Karenanya, ia mengatakan untuk mencapai target 1,5 derajat Celsius, maka target NDC yang ada sekarang harus ditingkatkan sampai lima kali lipat dari target yang ada saat ini.

Baca juga: Indonesia bisa rugi 6 persen dari PDB karena perubahan iklim di 2100

Baca juga: Menristek sebut photovoltaic jadi upaya mitigasi perubahan iklim


Untuk dapat menahan peningkatan suhu tidak melewati 1,5 derajat Celsius, berdasarkan Nature Climate Change, maka target penurunan emisi di 2030 harus mencapai 40 persen dibanding tingkat emisi 2010, serta harus mendekati nol emisi di 2050.

Sedangkan untuk menahan peningkatan suhu Bumi 2 derajat Celsius di 2030 maka perlu menurunkan emisi 20 persen dibanding tingkat emisi 2010, serta perlu menurunkan sekitar 2 tCO2e per kapita di 2050, dan mendekati nol emisi di 2070.
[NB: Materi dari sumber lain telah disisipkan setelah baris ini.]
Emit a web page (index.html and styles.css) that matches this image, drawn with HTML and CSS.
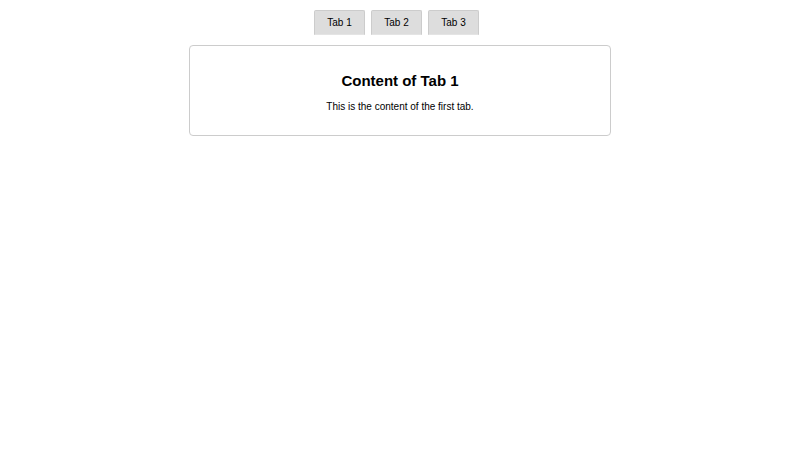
FILE: index.html
```html
<!DOCTYPE html>
<html>
<head>
<meta charset="utf-8">
<link rel="stylesheet" href="styles.css">
</head>
<body>
<div class="tabs">
  <button class="tab">Tab 1</button>
  <button class="tab">Tab 2</button>
  <button class="tab">Tab 3</button>
</div>
<div class="panel">
  <h2 class="panel-title">Content of Tab 1</h2>
  <p class="panel-text">This is the content of the first tab.</p>
</div>
</body>
</html>
```
FILE: styles.css
```css
html, body {
  margin: 0;
  padding: 0;
  background: #fff;
}
body {
  font-family: "Liberation Sans", Arial, sans-serif;
  font-size: 10px;
  color: #000;
  padding-top: 10px;
}
.tabs {
  display: flex;
  justify-content: center;
  gap: 6px;
  padding-right: 7px;
}
.tab {
  box-sizing: border-box;
  width: 51px;
  height: 25px;
  padding: 0;
  margin: 0;
  font-family: inherit;
  font-size: 10px;
  color: #000;
  background: #ddd;
  border: 1px solid #ccc;
  border-bottom-color: #e4e4e4;
  border-radius: 2px 2px 0 0;
}
.panel {
  box-sizing: border-box;
  width: 422px;
  height: 91px;
  margin: 10px auto 0;
  border: 1px solid #ccc;
  border-radius: 4px;
  text-align: center;
  padding-top: 25px;
}
.panel-title {
  margin: 0;
  font-size: 15px;
  line-height: 19px;
  font-weight: bold;
}
.panel-text {
  margin: 11px 0 0;
  font-size: 10px;
  line-height: 12px;
}
```
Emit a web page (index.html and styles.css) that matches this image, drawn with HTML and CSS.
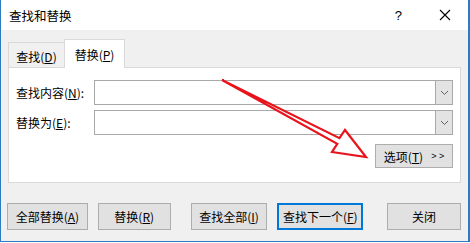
FILE: index.html
```html
<!DOCTYPE html>
<html>
<head>
<meta charset="utf-8">
<link rel="stylesheet" href="styles.css">
</head>
<body>
<div class="window">
  <div class="titlebar">
    <span class="title">查找和替换</span>
    <span class="help">?</span>
    <svg class="close" width="12" height="12" viewBox="0 0 12 12"><path d="M1 1 L11 11 M11 1 L1 11" stroke="#000" stroke-width="1.1" fill="none"/></svg>
  </div>
  <div class="content">
    <div class="tabs">
      <div class="tab">查找(<u>D</u>)</div>
      <div class="tab active">替换(<u>P</u>)</div>
    </div>
    <div class="panel">
      <div class="row">
        <span class="label">查找内容(<u>N</u>):</span>
        <div class="combo">
          <div class="field"></div>
          <div class="drop"><svg width="9" height="6" viewBox="0 0 9 6"><path d="M1 1 L4.5 4.5 L8 1" stroke="#606060" stroke-width="1" fill="none"/></svg></div>
        </div>
      </div>
      <div class="row">
        <span class="label">替换为(<u>E</u>):</span>
        <div class="combo">
          <div class="field"></div>
          <div class="drop"><svg width="9" height="6" viewBox="0 0 9 6"><path d="M1 1 L4.5 4.5 L8 1" stroke="#606060" stroke-width="1" fill="none"/></svg></div>
        </div>
      </div>
      <div class="opts-row">
        <div class="btn opts">选项(<u>T</u>)<span class="gt">&gt; &gt;</span></div>
      </div>
    </div>
    <div class="buttons">
      <div class="btn b-all">全部替换(<u>A</u>)</div>
      <div class="btn b-rep">替换(<u>R</u>)</div>
      <div class="btn b-findall">查找全部(<u>I</u>)</div>
      <div class="btn b-next">查找下一个(<u>F</u>)</div>
      <div class="btn b-close">关闭</div>
    </div>
  </div>
  <svg class="arrow" width="470" height="243" viewBox="0 0 470 243">
    <path d="M222 80 L339.5 138.2 L345 130 L366 157 L332 152 L337.3 143.8 Z" fill="#fff" stroke="#e8141c" stroke-width="2.2" stroke-linejoin="miter"/>
  </svg>
</div>
</body>
</html>
```

FILE: styles.css
```css
* { box-sizing: border-box; }
html, body { margin: 0; padding: 0; }
body {
  width: 470px;
  height: 243px;
  background: #ffffff;
  font-family: "Noto Sans CJK SC", "Noto Sans", sans-serif;
  font-size: 12px;
  color: #000;
  overflow: hidden;
}
u { text-decoration: underline; text-underline-offset: 1px; }
.window {
  position: relative;
  width: 470px;
  height: 242px;
  border-left: 1px solid #2b7cc4;
  border-right: 2px solid #2b7cc4;
  border-bottom: 1px solid #2b7cc4;
  background: #f0f0f0;
  display: flex;
  flex-direction: column;
}
.titlebar {
  height: 30px;
  background: #fff;
  display: flex;
  align-items: center;
  padding-left: 8px;
  flex-shrink: 0;
}
.title { font-size: 12.5px; flex: 1; }
.help { font-size: 13px; font-family: "Liberation Sans", sans-serif; margin-right: 37px; margin-top: 1px; }
.close { margin-right: 17px; }
.content {
  padding: 9px 7px 0 7px;
}
.tabs {
  display: flex;
  align-items: flex-end;
  height: 28px;
  position: relative;
  z-index: 1;
}
.tab {
  height: 25px;
  width: 56px;
  border: 1px solid #d9d9d9;
  border-bottom: none;
  border-right: none;
  background: #f0f0f0;
  display: flex;
  align-items: center;
  justify-content: center;
  padding-top: 2px;
}
.tab.active {
  height: 29px;
  width: 61px;
  background: #fff;
  border-right: 1px solid #d9d9d9;
  margin-bottom: -1px;
  padding-top: 0;
}
.panel {
  background: #fff;
  border: 1px solid #d9d9d9;
  height: 116px;
  padding: 12px 7px 0 7px;
}
.row {
  display: flex;
  align-items: center;
  height: 25px;
  margin-bottom: 5px;
}
.label { width: 78px; }
.combo {
  flex: 1;
  height: 25px;
  display: flex;
  border: 1px solid #a8a8a8;
  background: #fff;
}
.field { flex: 1; }
.drop {
  width: 17px;
  background: #e3e3e3;
  border-left: 1px solid #a8a8a8;
  display: flex;
  align-items: center;
  justify-content: center;
}
.opts-row {
  display: flex;
  justify-content: flex-end;
  margin-top: 9px;
}
.btn {
  background: #e1e1e1;
  border: 1px solid #adadad;
  display: flex;
  align-items: center;
  justify-content: center;
  height: 27px;
}
.opts { width: 78px; height: 24px; }
.gt { font-family: "Liberation Sans", sans-serif; font-size: 9px; margin-left: 8px; }
.buttons {
  display: flex;
  margin-top: 20px;
  margin-left: -1px;
}
.b-all { width: 81px; }
.b-rep { width: 73px; margin-left: 10px; }
.b-findall { width: 77px; margin-left: 20px; }
.b-next { width: 86px; margin-left: 10px; border: 2px solid #0078d7; }
.b-close { width: 74px; margin-left: 24px; }
.arrow {
  position: absolute;
  left: -1px;
  top: 0;
  pointer-events: none;
}
```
Namun, Rizaldi mengatakan sesuai dengan laporan Panel Antar Pemerintah untuk Perubahan Iklim (IPCC) dampak pemanasan global jika mampu menahan peningkatan suhu tidak lebih dari 1,5 derajat Celsius akan mengurangi jumlah cuaca ekstrem, kenaikan rata-rata muka air laut di 2100 akan berkurang 10 sentimeter (cm), jumlah manusia yang terpapar risiko kenaikan muka air laut berkurang 10 juta.

Selain itu, masyarakat rentan (miskin) yang terpapar risiko iklim berkurang lebih dari beberapa ratus juta pada 2050, populasi global yang terpapar kekurangan air 50 persen lebih sedikit, penurunan hasil pangan (jagung, beras, gandum) lebih rendah.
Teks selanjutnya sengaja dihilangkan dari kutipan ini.